The second disc in the set is wholly comprised of bonus material running almost three hours.
“Best of Human Giant 24 Hour Marathon” features 75 minutes of condensed comic and music footage from the guys’ 24-hour marathon on MTV in order to garner for themselves a second season of episodes. Will Arnett, John Krasinski, and other familiar faces dot the hilarious shenanigans in this marvelous bonus. It’s presented in 4:3.
27 deleted scenes, at least one from each episode, provide additional hilarity for 91 minutes. Many of these skits are as funny as anything that was in the aired programs. All are in non-anamorphic letterbox.
There are two unaired “Shutterbug” skits that are as hilarious as the ones that turned up in the program. They’re in non-anamorphic letterbox and run 8 minutes.
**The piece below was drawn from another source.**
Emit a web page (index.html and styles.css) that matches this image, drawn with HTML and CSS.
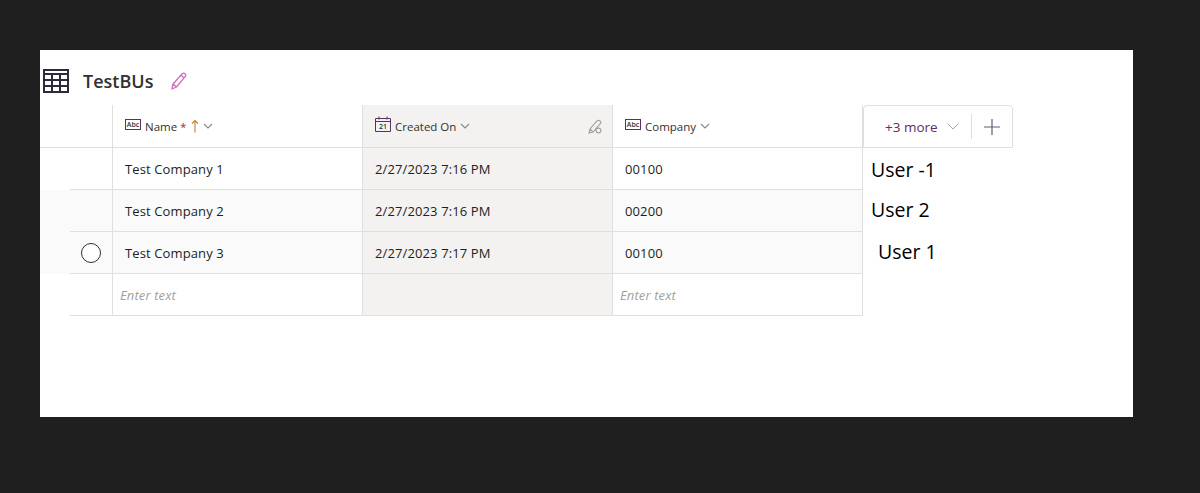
FILE: index.html
```html
<!DOCTYPE html>
<html lang="en">
<head>
<meta charset="utf-8">
<title>TestBUs</title>
<link rel="stylesheet" href="styles.css">
</head>
<body>
<main class="panel">
  <header class="title-bar">
    <svg class="table-icon" viewBox="0 0 26 24" width="26" height="24"><path d="M1 1h24v22H1zM1 5h24M1 11h24M1 17h24M9 5v18M17 5v18" fill="none" stroke="#2b2b3a" stroke-width="2"/></svg>
    <h1 class="title">TestBUs</h1>
    <svg class="pencil" viewBox="0 0 16 18" width="16" height="18"><path d="M1 17l1-5L11 2c1-1 2-1.200 3-.3s1 2 .1 3L5.500 15zM2 12l3.500 3M10 3.200l3.500 3" fill="none" stroke="#d36bb8" stroke-width="1.300" stroke-linejoin="round"/></svg>
  </header>
  <section class="grid">
    <div class="row head">
      <div class="gutter"></div>
      <div class="sel"></div>
      <div class="cell hcell">
        <svg class="ftype" viewBox="0 0 16 12" width="16" height="12"><rect x=".5" y=".5" width="15" height="10" fill="#fff" stroke="#5c2e63"/><text x="8" y="8" class="abc">Abc</text></svg>
        <span class="hname">Name</span><span class="req">*</span>
        <svg class="arrow" viewBox="0 0 8 14" width="8" height="14"><path d="M4 13.500V1.500M1 4.500l3-3 3 3" fill="none" stroke="#c8812a" stroke-width="1.100"/></svg>
        <svg class="chev" viewBox="0 0 10 6" width="10" height="6"><path d="M1 1l4 4 4-4" fill="none" stroke="#8a8886" stroke-width="1.100"/></svg>
      </div>
      <div class="cell hcell shade">
        <svg class="ftype cal" viewBox="0 0 16 16" width="16" height="16"><path d="M.5 2.500h15v13H.5zM.5 5.500h15M4 .5v3M12 .5v3" fill="#f3f2f1" stroke="#5c2e63"/><text x="8" y="13" class="abc">21</text></svg>
        <span class="hname">Created On</span>
        <svg class="chev" viewBox="0 0 10 6" width="10" height="6"><path d="M1 1l4 4 4-4" fill="none" stroke="#8a8886" stroke-width="1.100"/></svg>
        <svg class="lock" viewBox="0 0 14 15" width="14" height="15"><path d="M1 14l1-4 7-8c1-1 2-1 3 0s1 2 0 3L5 13zM2 10l3 3" fill="none" stroke="#a19f9d" stroke-width="1.100"/><circle cx="10.500" cy="11.500" r="2.500" fill="#f3f2f1" stroke="#8a8886"/></svg>
      </div>
      <div class="cell hcell">
        <svg class="ftype" viewBox="0 0 16 12" width="16" height="12"><rect x=".5" y=".5" width="15" height="10" fill="#fff" stroke="#5c2e63"/><text x="8" y="8" class="abc">Abc</text></svg>
        <span class="hname">Company</span>
        <svg class="chev" viewBox="0 0 10 6" width="10" height="6"><path d="M1 1l4 4 4-4" fill="none" stroke="#8a8886" stroke-width="1.100"/></svg>
      </div>
      <div class="more">
        <span class="more-label">+3 more</span>
        <svg class="more-chev" viewBox="0 0 12 7" width="12" height="7"><path d="M.5.500L6 6 11.500.500" fill="none" stroke="#a9a7b4" stroke-width="1"/></svg>
        <span class="divider"></span>
        <svg class="plus" viewBox="0 0 16 16" width="16" height="16"><path d="M8 0v16M0 8h16" stroke="#6b5a78" stroke-width="1.200"/></svg>
      </div>
    </div>
    <div class="row">
      <div class="gutter plain"></div><div class="sel"></div>
      <div class="cell">Test Company 1</div>
      <div class="cell shade">2/27/2023 7:16 PM</div>
      <div class="cell">00100</div>
      <div class="note">User -1</div>
    </div>
    <div class="row hover">
      <div class="gutter"></div><div class="sel"></div>
      <div class="cell">Test Company 2</div>
      <div class="cell shade">2/27/2023 7:16 PM</div>
      <div class="cell">00200</div>
      <div class="note up">User 2</div>
    </div>
    <div class="row hover">
      <div class="gutter"></div><div class="sel"><span class="radio"></span></div>
      <div class="cell">Test Company 3</div>
      <div class="cell shade">2/27/2023 7:17 PM</div>
      <div class="cell">00100</div>
      <div class="note up indent">User 1</div>
    </div>
    <div class="row">
      <div class="gutter plain"></div><div class="sel"></div>
      <div class="cell hint">Enter text</div>
      <div class="cell shade"></div>
      <div class="cell hint">Enter text</div>
    </div>
  </section>
</main>
</body>
</html>
```
FILE: styles.css
```css
* { box-sizing: border-box; }
html, body { margin: 0; height: 100%; }
body {
  background: #1f1f1f;
  padding: 50px 67px 76px 40px;
  font-family: "Open Sans", "Noto Sans", sans-serif;
  overflow: hidden;
}
.panel { background: #fff; height: 367px; padding-top: 19px; }
.title-bar { display: flex; align-items: center; height: 24px; padding-left: 3px; margin-bottom: 12px; }
.table-icon { flex: none; }
.title { margin: 0 18px 0 14px; font-size: 18px; font-weight: 600; color: #323130; line-height: 24px; }
.pencil { flex: none; }
.grid { display: flex; flex-direction: column; }
.row { display: flex; height: 42px; font-size: 13px; letter-spacing: .12px; color: #201f1e; }
.gutter { width: 30px; flex: none; }
.sel {
  width: 43px; flex: none; display: flex; align-items: center; justify-content: center;
  border-right: 1px solid #e1dfdd; border-bottom: 1px solid #e1dfdd; padding-right: 1px;
}
.radio { width: 20px; height: 20px; border: 1.300px solid #323130; border-radius: 50%; background: #fff; }
.cell {
  width: 250px; flex: none; display: flex; align-items: center; padding-left: 12px;
  border-right: 1px solid #e1dfdd; border-bottom: 1px solid #e1dfdd;
}
.shade { background: #f3f2f1; }
.hover .gutter, .hover .sel, .hover .cell:not(.shade) { background: #fafafa; }
.head { height: 43px; }
.head .gutter { border-bottom: 1px solid #e1dfdd; }
.hcell { font-size: 11.500px; font-weight: 500; letter-spacing: 0; color: #323130; }
.hcell.shade { position: relative; }
.ftype { flex: none; margin-right: 4px; margin-top: -3px; }
.ftype.cal { margin-top: -4px; }
.abc { font-family: "Open Sans", sans-serif; font-size: 7px; font-weight: 600; fill: #323130; text-anchor: middle; }
.req { color: #a4262c; margin-left: 3px; font-size: 11px; }
.arrow { flex: none; margin-left: 5px; }
.chev { flex: none; margin-left: 4px; margin-top: -1px; }
.lock { position: absolute; right: 10px; top: 14px; }
.more {
  width: 150px; flex: none; height: 43px; display: flex; align-items: center;
  border: 1px solid #e1dfdd; border-radius: 4px 4px 0 0;
  padding-left: 21px;
}
.more-label { font-size: 13.500px; font-weight: 400; letter-spacing: 0; color: #5c2e63; white-space: nowrap; width: 62px; }
.more-chev { flex: none; }
.divider { width: 1px; height: 25px; background: #e1dfdd; margin: 0 12px; flex: none; }
.plus { flex: none; }
.note { font-size: 19.500px; letter-spacing: 0; color: #000; padding-left: 8px; line-height: 44px; white-space: nowrap; }
.note.up { line-height: 40px; }
.indent { padding-left: 15px; }
.hint { font-style: italic; color: #a19f9d; padding-left: 7px; }
```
Two home movies showing early sketch work on “Shutterbugs” (in a comedy club) and “The Illusionators” are presented in rough looking 4:3 footage.
Season Two Preview features three hilarious sketches from the upcoming season. “The Illusionators” are back, and it looks like a new running gag skit may join the others: “Crime Time” which reenacts real crimes with dire consequences. All three sketches are presented again in non-anamorphic letterbox.
A jokey series of crew dedications to those members who “lost their lives” during the making of the show’s first season are all interrupted by promos for the new season. If you pause the video before the interruptions come on, the rolling script on each “deceased” person is very funny.
A season one trailer with some choice bits from the eight season one episodes runs 2 minutes.
The disc also features previews for the season DVD sets of Rob & Big and The Sarah Silverman Program.
Hilarious and meant for adults, Human Giant is a terrific sketch comedy show with engaging actors and some really nutty ideas carried off to perfection. Anamorphic enhancement of the episodes would really have classed up the set, but otherwise, it’s a funny showcase for three very talented comedians. The new season begins on MTV on March 11, 2008, at 11 p.m.